*** Supplied records

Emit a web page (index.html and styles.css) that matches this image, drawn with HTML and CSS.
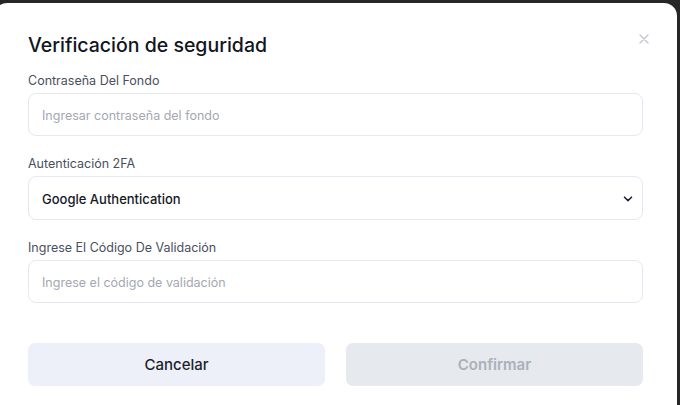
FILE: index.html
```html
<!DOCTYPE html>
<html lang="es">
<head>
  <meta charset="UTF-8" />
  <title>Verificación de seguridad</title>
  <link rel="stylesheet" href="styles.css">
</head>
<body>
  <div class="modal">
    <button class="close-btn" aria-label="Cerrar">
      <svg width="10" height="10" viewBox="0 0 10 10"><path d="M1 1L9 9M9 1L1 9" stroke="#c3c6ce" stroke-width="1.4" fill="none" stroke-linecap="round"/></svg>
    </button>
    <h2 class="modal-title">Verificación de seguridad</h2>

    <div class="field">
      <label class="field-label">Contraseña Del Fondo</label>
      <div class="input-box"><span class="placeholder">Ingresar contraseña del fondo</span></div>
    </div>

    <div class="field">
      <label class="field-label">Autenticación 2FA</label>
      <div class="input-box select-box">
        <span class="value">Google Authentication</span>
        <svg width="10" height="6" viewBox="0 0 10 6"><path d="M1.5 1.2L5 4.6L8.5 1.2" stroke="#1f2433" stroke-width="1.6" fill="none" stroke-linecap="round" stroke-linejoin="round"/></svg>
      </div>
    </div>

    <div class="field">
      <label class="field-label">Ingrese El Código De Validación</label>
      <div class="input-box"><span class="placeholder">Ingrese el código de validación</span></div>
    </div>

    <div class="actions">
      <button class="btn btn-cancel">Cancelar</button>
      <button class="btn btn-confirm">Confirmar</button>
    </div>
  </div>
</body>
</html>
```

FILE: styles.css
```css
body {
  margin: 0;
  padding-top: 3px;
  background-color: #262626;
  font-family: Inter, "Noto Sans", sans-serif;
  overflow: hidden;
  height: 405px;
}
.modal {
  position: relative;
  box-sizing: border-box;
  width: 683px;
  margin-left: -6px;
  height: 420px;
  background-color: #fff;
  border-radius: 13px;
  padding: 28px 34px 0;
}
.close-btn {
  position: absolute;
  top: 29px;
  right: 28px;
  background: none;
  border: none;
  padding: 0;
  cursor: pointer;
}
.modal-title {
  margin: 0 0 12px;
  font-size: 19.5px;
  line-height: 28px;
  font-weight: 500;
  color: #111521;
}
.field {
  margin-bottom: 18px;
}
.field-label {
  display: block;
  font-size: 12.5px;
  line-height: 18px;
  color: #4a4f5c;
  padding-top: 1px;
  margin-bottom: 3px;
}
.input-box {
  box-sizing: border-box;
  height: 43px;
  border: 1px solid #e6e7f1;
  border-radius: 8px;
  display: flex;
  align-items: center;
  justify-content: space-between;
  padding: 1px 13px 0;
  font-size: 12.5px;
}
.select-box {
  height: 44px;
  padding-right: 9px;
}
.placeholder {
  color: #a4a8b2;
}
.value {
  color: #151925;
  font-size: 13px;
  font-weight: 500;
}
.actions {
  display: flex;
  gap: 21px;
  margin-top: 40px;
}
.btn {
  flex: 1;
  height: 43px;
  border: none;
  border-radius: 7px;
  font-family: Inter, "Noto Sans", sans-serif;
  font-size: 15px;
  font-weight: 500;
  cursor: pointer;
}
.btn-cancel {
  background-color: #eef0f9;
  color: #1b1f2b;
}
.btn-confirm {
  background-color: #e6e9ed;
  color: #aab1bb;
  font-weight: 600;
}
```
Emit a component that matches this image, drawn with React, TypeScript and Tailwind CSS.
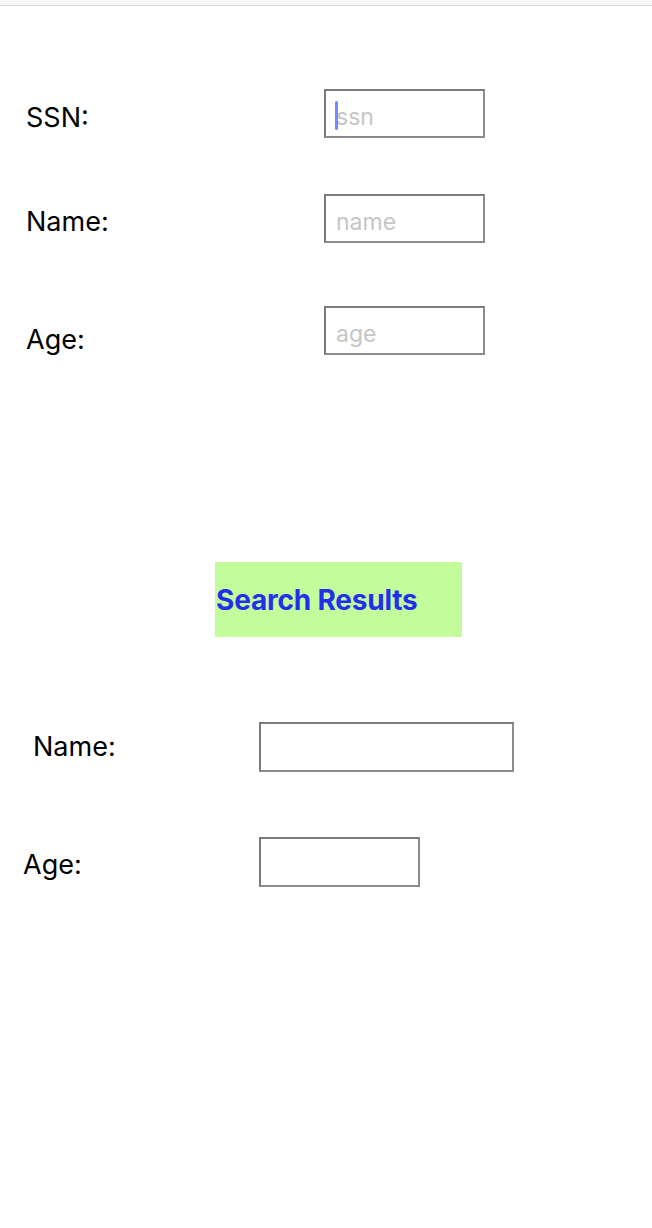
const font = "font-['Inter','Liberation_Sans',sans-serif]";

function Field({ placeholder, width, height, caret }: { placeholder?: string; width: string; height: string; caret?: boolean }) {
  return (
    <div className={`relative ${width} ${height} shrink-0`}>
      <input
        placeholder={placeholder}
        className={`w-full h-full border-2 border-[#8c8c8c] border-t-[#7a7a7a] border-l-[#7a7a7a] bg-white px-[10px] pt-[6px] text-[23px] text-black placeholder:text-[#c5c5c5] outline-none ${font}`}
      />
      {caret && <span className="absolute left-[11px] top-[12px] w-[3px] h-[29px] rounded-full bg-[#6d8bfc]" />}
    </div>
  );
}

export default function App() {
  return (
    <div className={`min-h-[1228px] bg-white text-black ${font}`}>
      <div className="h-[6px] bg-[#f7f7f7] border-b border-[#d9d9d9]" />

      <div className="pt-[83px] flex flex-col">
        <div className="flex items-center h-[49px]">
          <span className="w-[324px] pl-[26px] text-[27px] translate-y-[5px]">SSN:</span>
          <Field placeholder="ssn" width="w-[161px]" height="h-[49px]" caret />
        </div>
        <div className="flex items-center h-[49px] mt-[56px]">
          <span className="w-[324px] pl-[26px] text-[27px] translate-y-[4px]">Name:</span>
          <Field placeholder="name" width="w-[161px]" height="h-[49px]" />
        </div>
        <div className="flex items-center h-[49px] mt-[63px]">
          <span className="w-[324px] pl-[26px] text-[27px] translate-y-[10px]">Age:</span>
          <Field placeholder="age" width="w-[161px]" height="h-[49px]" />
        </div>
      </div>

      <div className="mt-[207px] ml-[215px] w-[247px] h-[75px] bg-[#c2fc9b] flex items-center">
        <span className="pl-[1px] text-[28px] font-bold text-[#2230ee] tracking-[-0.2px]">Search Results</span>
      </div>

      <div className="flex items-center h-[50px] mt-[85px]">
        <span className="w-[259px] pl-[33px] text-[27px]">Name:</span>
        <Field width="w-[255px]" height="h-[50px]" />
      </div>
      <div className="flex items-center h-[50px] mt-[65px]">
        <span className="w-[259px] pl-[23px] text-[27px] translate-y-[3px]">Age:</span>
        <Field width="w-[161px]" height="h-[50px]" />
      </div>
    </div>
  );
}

******
*** Supplied records

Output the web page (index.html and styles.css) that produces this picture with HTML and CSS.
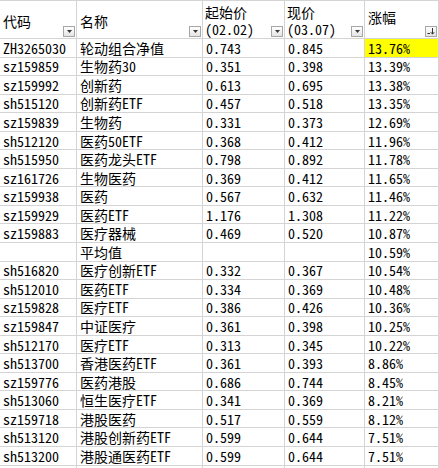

******
*** Supplied records

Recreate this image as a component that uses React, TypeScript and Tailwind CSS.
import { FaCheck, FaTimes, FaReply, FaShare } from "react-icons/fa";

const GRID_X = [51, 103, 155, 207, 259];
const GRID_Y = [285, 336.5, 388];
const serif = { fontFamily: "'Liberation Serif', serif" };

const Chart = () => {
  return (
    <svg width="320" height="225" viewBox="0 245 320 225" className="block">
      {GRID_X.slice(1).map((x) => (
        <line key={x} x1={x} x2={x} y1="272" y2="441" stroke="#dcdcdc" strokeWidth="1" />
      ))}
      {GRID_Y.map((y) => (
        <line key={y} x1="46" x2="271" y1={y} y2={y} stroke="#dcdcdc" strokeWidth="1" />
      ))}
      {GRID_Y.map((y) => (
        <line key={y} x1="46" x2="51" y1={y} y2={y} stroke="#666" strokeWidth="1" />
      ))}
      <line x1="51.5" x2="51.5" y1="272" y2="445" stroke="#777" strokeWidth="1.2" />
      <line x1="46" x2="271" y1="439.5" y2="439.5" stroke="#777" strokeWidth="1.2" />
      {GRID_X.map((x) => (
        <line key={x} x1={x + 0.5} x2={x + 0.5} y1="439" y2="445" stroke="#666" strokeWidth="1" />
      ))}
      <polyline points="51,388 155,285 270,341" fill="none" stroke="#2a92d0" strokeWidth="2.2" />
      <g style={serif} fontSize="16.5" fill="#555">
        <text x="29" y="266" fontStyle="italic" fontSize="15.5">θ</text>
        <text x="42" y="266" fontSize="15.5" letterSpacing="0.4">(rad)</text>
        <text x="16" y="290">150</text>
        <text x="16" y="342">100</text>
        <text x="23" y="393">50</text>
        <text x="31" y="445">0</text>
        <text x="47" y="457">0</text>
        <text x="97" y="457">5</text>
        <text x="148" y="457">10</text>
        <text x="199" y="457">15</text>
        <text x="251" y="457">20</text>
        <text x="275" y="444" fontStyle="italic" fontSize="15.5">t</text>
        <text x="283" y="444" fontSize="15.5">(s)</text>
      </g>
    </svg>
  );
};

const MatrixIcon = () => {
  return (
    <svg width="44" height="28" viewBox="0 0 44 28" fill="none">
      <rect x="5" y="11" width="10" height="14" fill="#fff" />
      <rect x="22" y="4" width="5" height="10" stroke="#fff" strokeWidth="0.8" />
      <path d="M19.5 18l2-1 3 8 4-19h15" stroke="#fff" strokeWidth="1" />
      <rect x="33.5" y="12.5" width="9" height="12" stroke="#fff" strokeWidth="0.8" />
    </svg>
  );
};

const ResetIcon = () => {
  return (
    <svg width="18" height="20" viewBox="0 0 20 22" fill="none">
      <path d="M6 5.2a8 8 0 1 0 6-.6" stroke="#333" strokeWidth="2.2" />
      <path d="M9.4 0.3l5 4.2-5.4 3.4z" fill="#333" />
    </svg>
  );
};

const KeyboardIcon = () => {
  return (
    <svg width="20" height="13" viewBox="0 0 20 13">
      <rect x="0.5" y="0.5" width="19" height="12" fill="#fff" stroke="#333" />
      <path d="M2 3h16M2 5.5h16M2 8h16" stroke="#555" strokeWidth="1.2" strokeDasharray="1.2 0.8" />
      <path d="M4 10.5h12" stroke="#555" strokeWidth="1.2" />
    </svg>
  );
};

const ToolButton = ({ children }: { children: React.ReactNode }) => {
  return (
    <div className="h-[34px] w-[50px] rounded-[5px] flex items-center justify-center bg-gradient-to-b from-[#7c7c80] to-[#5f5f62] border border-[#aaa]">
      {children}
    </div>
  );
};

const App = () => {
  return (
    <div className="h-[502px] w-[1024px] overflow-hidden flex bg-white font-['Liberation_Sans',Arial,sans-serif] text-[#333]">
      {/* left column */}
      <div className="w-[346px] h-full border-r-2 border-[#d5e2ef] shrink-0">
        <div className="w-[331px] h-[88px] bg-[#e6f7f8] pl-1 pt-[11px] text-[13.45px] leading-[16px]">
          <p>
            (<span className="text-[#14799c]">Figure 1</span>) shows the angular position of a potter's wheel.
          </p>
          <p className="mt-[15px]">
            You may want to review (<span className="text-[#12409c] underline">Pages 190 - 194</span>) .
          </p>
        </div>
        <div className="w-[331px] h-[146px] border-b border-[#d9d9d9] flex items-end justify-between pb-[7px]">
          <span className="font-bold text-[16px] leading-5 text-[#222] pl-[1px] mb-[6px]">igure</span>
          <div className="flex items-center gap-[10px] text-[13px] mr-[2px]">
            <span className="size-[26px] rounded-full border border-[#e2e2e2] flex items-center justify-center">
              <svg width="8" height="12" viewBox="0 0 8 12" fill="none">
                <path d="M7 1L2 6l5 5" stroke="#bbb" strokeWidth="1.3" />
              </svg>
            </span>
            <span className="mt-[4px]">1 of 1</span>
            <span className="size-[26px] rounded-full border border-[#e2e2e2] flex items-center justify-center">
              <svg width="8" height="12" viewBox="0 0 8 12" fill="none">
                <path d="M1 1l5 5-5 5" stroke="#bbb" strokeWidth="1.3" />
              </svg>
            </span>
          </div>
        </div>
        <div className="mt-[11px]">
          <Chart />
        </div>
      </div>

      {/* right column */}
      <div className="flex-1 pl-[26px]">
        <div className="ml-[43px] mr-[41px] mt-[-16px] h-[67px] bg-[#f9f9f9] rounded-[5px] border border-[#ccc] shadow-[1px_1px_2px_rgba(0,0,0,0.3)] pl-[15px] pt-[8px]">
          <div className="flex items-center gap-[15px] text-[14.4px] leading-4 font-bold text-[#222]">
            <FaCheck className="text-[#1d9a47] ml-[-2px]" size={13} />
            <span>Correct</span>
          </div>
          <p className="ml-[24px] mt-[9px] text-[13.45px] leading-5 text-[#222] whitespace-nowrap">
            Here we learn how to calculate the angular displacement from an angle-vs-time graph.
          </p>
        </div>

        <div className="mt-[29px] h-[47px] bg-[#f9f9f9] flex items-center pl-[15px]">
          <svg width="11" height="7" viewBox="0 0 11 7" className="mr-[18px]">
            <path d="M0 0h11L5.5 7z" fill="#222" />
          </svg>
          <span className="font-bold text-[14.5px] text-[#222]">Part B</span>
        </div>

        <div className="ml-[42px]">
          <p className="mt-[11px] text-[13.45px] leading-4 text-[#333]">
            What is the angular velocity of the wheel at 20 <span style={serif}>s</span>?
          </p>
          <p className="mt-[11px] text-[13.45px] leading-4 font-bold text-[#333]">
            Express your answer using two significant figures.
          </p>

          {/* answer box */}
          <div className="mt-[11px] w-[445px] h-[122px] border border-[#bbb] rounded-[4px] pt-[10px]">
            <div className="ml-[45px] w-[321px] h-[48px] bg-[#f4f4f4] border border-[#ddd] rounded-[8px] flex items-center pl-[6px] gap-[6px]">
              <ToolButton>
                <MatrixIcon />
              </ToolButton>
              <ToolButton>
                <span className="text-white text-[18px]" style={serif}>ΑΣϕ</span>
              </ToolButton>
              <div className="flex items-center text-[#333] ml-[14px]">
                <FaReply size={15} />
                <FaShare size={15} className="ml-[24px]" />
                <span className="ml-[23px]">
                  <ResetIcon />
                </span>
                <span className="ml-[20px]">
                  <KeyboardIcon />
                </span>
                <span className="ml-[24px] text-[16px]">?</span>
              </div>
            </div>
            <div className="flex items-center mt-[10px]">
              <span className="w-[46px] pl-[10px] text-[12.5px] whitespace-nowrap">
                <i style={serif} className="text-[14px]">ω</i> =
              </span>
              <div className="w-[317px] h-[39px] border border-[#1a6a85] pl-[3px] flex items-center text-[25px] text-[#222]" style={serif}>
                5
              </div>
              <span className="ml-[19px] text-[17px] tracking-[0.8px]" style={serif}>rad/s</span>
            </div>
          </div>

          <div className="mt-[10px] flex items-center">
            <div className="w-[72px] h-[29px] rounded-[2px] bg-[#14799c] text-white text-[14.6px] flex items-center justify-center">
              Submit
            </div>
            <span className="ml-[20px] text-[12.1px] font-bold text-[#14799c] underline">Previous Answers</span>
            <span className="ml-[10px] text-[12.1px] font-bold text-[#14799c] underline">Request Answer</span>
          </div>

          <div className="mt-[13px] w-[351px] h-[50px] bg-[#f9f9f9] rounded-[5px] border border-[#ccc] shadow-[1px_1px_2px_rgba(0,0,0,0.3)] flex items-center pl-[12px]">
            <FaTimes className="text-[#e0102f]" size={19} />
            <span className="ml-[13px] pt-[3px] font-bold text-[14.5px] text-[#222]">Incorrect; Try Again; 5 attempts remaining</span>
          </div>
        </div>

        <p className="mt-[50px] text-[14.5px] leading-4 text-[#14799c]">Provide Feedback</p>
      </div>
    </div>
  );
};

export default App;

******

All lines of the data above that include the word "this" must be shown.

Emit a web page (index.html and styles.css) that matches this image, drawn with HTML and CSS.
Emit a component that matches this image, drawn with React, TypeScript and Tailwind CSS.
Output the web page (index.html and styles.css) that produces this picture with HTML and CSS.
Recreate this image as a component that uses React, TypeScript and Tailwind CSS.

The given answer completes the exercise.